> _What you should do_
Write out the material exactly, with the pictures left out.

########################################

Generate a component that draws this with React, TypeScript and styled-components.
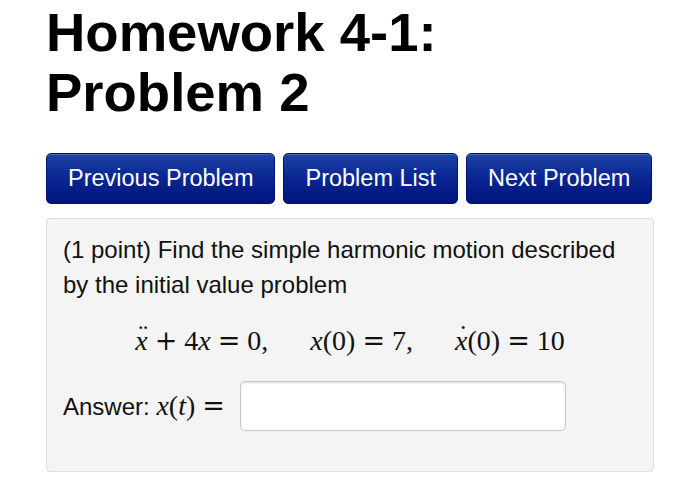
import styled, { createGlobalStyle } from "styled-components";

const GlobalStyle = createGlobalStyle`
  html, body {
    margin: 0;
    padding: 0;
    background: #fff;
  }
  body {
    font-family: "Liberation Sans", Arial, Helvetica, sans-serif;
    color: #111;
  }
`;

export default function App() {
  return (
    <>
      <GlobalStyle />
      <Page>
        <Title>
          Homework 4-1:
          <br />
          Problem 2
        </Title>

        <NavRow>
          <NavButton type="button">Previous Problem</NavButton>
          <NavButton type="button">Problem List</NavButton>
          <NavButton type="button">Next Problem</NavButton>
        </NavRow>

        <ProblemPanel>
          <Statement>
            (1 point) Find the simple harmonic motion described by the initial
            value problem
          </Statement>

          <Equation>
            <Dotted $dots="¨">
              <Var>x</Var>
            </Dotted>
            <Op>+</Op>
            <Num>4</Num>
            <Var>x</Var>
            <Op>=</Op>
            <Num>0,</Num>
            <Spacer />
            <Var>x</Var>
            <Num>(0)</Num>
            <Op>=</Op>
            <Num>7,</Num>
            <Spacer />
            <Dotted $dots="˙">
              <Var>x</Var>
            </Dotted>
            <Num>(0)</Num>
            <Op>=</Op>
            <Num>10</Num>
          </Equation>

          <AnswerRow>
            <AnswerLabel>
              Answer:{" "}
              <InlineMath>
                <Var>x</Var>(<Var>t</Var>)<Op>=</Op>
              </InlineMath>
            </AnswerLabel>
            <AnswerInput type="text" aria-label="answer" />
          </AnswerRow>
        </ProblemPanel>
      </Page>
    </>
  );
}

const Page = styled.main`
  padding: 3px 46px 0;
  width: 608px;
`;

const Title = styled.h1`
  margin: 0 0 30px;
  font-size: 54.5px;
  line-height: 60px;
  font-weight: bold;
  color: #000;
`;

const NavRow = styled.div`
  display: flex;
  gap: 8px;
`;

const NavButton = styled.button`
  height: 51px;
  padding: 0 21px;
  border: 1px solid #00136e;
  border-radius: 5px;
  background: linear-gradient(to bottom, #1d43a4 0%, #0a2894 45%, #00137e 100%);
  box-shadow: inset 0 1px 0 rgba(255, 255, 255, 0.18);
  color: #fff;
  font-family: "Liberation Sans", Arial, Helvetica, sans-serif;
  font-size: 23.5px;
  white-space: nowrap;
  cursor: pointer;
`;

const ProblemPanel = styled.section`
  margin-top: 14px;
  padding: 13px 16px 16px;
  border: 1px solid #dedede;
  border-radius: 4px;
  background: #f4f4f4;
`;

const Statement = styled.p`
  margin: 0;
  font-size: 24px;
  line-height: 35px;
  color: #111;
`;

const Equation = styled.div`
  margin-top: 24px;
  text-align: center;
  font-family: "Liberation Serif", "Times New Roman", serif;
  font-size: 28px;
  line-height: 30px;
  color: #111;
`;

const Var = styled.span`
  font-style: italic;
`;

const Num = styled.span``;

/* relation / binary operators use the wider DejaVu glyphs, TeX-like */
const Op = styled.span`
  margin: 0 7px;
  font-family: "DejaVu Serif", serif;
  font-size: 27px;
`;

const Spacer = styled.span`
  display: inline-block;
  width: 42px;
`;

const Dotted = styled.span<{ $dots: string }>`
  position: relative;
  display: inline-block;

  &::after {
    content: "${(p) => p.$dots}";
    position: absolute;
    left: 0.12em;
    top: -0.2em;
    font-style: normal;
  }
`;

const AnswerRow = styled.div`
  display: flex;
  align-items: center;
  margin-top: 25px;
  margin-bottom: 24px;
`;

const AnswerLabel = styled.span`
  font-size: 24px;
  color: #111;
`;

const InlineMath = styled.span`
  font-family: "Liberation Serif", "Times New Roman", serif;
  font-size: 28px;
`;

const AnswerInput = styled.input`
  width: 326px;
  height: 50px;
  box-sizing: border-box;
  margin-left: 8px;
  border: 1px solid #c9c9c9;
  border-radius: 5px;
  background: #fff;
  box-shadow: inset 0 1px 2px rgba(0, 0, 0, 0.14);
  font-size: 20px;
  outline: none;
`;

########################################

> _Exercise answer_
Generate a component that draws this with React, TypeScript and styled-components.
import styled, { createGlobalStyle } from "styled-components";

const GlobalStyle = createGlobalStyle`
  html, body {
    margin: 0;
    padding: 0;
    background: #fff;
  }
  body {
    font-family: "Liberation Sans", Arial, Helvetica, sans-serif;
    color: #111;
  }
`;

export default function App() {
  return (
    <>
      <GlobalStyle />
      <Page>
        <Title>
          Homework 4-1:
          <br />
          Problem 2
        </Title>

        <NavRow>
          <NavButton type="button">Previous Problem</NavButton>
          <NavButton type="button">Problem List</NavButton>
          <NavButton type="button">Next Problem</NavButton>
        </NavRow>

        <ProblemPanel>
          <Statement>
            (1 point) Find the simple harmonic motion described by the initial
            value problem
          </Statement>

          <Equation>
            <Dotted $dots="¨">
              <Var>x</Var>
            </Dotted>
            <Op>+</Op>
            <Num>4</Num>
            <Var>x</Var>
            <Op>=</Op>
            <Num>0,</Num>
            <Spacer />
            <Var>x</Var>
            <Num>(0)</Num>
            <Op>=</Op>
            <Num>7,</Num>
            <Spacer />
            <Dotted $dots="˙">
              <Var>x</Var>
            </Dotted>
            <Num>(0)</Num>
            <Op>=</Op>
            <Num>10</Num>
          </Equation>

          <AnswerRow>
            <AnswerLabel>
              Answer:{" "}
              <InlineMath>
                <Var>x</Var>(<Var>t</Var>)<Op>=</Op>
              </InlineMath>
            </AnswerLabel>
            <AnswerInput type="text" aria-label="answer" />
          </AnswerRow>
        </ProblemPanel>
      </Page>
    </>
  );
}

const Page = styled.main`
  padding: 3px 46px 0;
  width: 608px;
`;

const Title = styled.h1`
  margin: 0 0 30px;
  font-size: 54.5px;
  line-height: 60px;
  font-weight: bold;
  color: #000;
`;

const NavRow = styled.div`
  display: flex;
  gap: 8px;
`;

const NavButton = styled.button`
  height: 51px;
  padding: 0 21px;
  border: 1px solid #00136e;
  border-radius: 5px;
  background: linear-gradient(to bottom, #1d43a4 0%, #0a2894 45%, #00137e 100%);
  box-shadow: inset 0 1px 0 rgba(255, 255, 255, 0.18);
  color: #fff;
  font-family: "Liberation Sans", Arial, Helvetica, sans-serif;
  font-size: 23.5px;
  white-space: nowrap;
  cursor: pointer;
`;

const ProblemPanel = styled.section`
  margin-top: 14px;
  padding: 13px 16px 16px;
  border: 1px solid #dedede;
  border-radius: 4px;
  background: #f4f4f4;
`;

const Statement = styled.p`
  margin: 0;
  font-size: 24px;
  line-height: 35px;
  color: #111;
`;

const Equation = styled.div`
  margin-top: 24px;
  text-align: center;
  font-family: "Liberation Serif", "Times New Roman", serif;
  font-size: 28px;
  line-height: 30px;
  color: #111;
`;

const Var = styled.span`
  font-style: italic;
`;

const Num = styled.span``;

/* relation / binary operators use the wider DejaVu glyphs, TeX-like */
const Op = styled.span`
  margin: 0 7px;
  font-family: "DejaVu Serif", serif;
  font-size: 27px;
`;

const Spacer = styled.span`
  display: inline-block;
  width: 42px;
`;

const Dotted = styled.span<{ $dots: string }>`
  position: relative;
  display: inline-block;

  &::after {
    content: "${(p) => p.$dots}";
    position: absolute;
    left: 0.12em;
    top: -0.2em;
    font-style: normal;
  }
`;

const AnswerRow = styled.div`
  display: flex;
  align-items: center;
  margin-top: 25px;
  margin-bottom: 24px;
`;

const AnswerLabel = styled.span`
  font-size: 24px;
  color: #111;
`;

const InlineMath = styled.span`
  font-family: "Liberation Serif", "Times New Roman", serif;
  font-size: 28px;
`;

const AnswerInput = styled.input`
  width: 326px;
  height: 50px;
  box-sizing: border-box;
  margin-left: 8px;
  border: 1px solid #c9c9c9;
  border-radius: 5px;
  background: #fff;
  box-shadow: inset 0 1px 2px rgba(0, 0, 0, 0.14);
  font-size: 20px;
  outline: none;
`;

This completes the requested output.